发表于 15 小时前 | 查看: 0| 回复: 0

在现代软件工程实践中，持续集成与持续部署（CI/CD）已成为提升交付效率与质量的核心引擎。然而，仅仅搭建流水线远未触及效能的上限，真正的价值往往隐藏在那些细致入微的运维优化之中。本文将从实战出发，系统性地拆解CI/CD流水线中的关键运维优化技巧，并提供可直接复用的代码与配置。

1. CI/CD流水线性能优化

性能优化的第一步是什么？是精准地找到瓶颈。盲目优化往往事倍功半。

1.1 流水线瓶颈识别与分析

建立关键指标的监控是发现问题的眼睛。以下是一个Jenkins Pipeline的性能监控配置示例，用于记录和分析各阶段耗时及系统资源使用情况。

pipeline {
    agent any
    options {
        timeout(time: 30, unit: ‘MINUTES’)
        timestamps()
        buildDiscarder(logRotator(numToKeepStr: ‘10’))
    }
    stages {
        stage(‘Performance Monitoring’) {
            steps {
                script {
                    def startTime = System.currentTimeMillis()
                    //记录各阶段耗时
                    env.BUILD_START_TIME = startTime
                }
            }
        }
        stage(‘Build Analysis’) {
            steps {
                sh ‘‘‘
                    echo “=== Build Performance Analysis ===”
                    echo “CPU Usage: $(top -bn1 | grep “Cpu(s)” | awk ‘{print $2}’ | cut -d’%’-f1)”
                    echo “Memory Usage: $(free -m | awk ‘NR==2{printf “%.2f%%”, $3*100/$2}’)”
                    echo “Disk I/O: $(iostat -x 1 1 | tail -n +4)”
                ‘‘‘
            }
        }
    }
    post {
        always {
            script {
                def duration = System.currentTimeMillis() - env.BUILD_START_TIME.toLong()
                echo “Pipeline duration: ${duration}ms”
                //发送性能数据到监控系统
            }
        }
    }
}

1.2 构建环境优化

容器化构建环境时，镜像大小和构建速度是优化重点。

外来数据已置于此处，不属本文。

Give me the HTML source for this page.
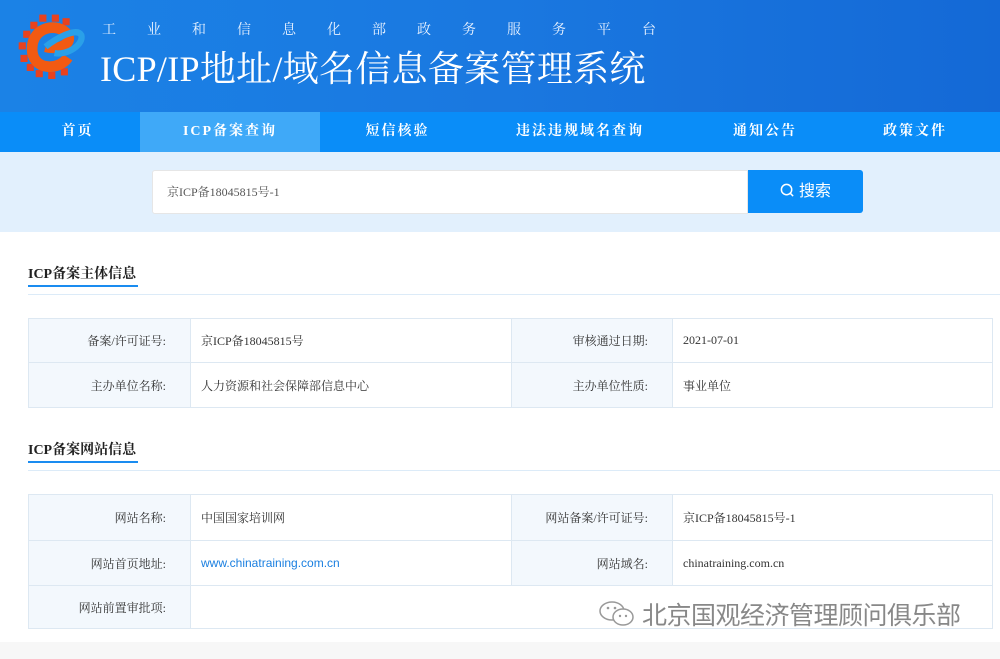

Docker多阶段构建是关键技术。

# 优化前：单阶段构建（镜像大小：800MB+）
# 优化后：多阶段构建（镜像大小：150MB）

# 构建阶段
FROM node:16-alpine AS builder
WORKDIR /app
COPY package*.json ./
RUN npm ci --only=production && npm cache clean --force

COPY . .
RUN npm run build

# 生产阶段
FROM nginx:alpine
COPY --from=builder /app/dist /usr/share/nginx/html
COPY nginx.conf /etc/nginx/nginx.conf

# 安全优化
RUN addgroup -g 1001 -S nodejs && \
    adduser -S nextjs -u 1001
USER nextjs

EXPOSE 3000

关键优化点：

使用Alpine基础镜像减少体积。
合理规划.dockerignore文件，排除无关文件。
利用Docker缓存层，将依赖安装与源码复制分离。

2. 构建缓存策略深度解析

缓存是CI/CD优化的核心杠杆。合理的策略能将构建时间从几十分钟缩短到几分钟。

2.1 多层缓存架构设计

以GitLab CI为例，一个高效的缓存配置可以显著加速依赖安装和构建过程。

# .gitlab-ci.yml 缓存优化配置
variables:
  DOCKER_DRIVER: overlay2
  DOCKER_TLS_CERTDIR: “/certs”
  MAVEN_OPTS: “-Dmaven.repo.local=$CI_PROJECT_DIR/.m2/repository”

cache:
  key:
    files:
      - pom.xml
      - package-lock.json
  paths:
    - .m2/repository/
    - node_modules/
    - target/

stages:
  - prepare
  - build
  - test
  - deploy

prepare-dependencies:
  stage: prepare
  script:
    - echo “Installing dependencies…”
    - mvn dependency:resolve
    - npm ci
  cache:
    key: deps-$CI_COMMIT_REF_SLUG
    paths:
      - .m2/repository/
      - node_modules/
    policy: push

build-application:
  stage: build
  dependencies:
    - prepare-dependencies
  script:
    - mvn clean compile
    - npm run build
  cache:
    key: deps-$CI_COMMIT_REF_SLUG
    paths:
      - .m2/repository/
      - node_modules/
    policy: pull
  artifacts:
    paths:
      - target/
      - dist/
    expire_in: 1 hour

2.2 分布式缓存实现

对于大型团队或复杂项目，引入Redis等外部缓存服务能实现构建产物的共享与复用。

# cache_manager.py - 构建缓存管理器
import redis
import hashlib
import json
from datetime import timedelta

class BuildCacheManager:
    def __init__(self, redis_host=‘localhost’, redis_port=6379):
        self.redis_client = redis.Redis(host=redis_host, port=redis_port, decode_responses=True)
        self.default_ttl = timedelta(hours=24)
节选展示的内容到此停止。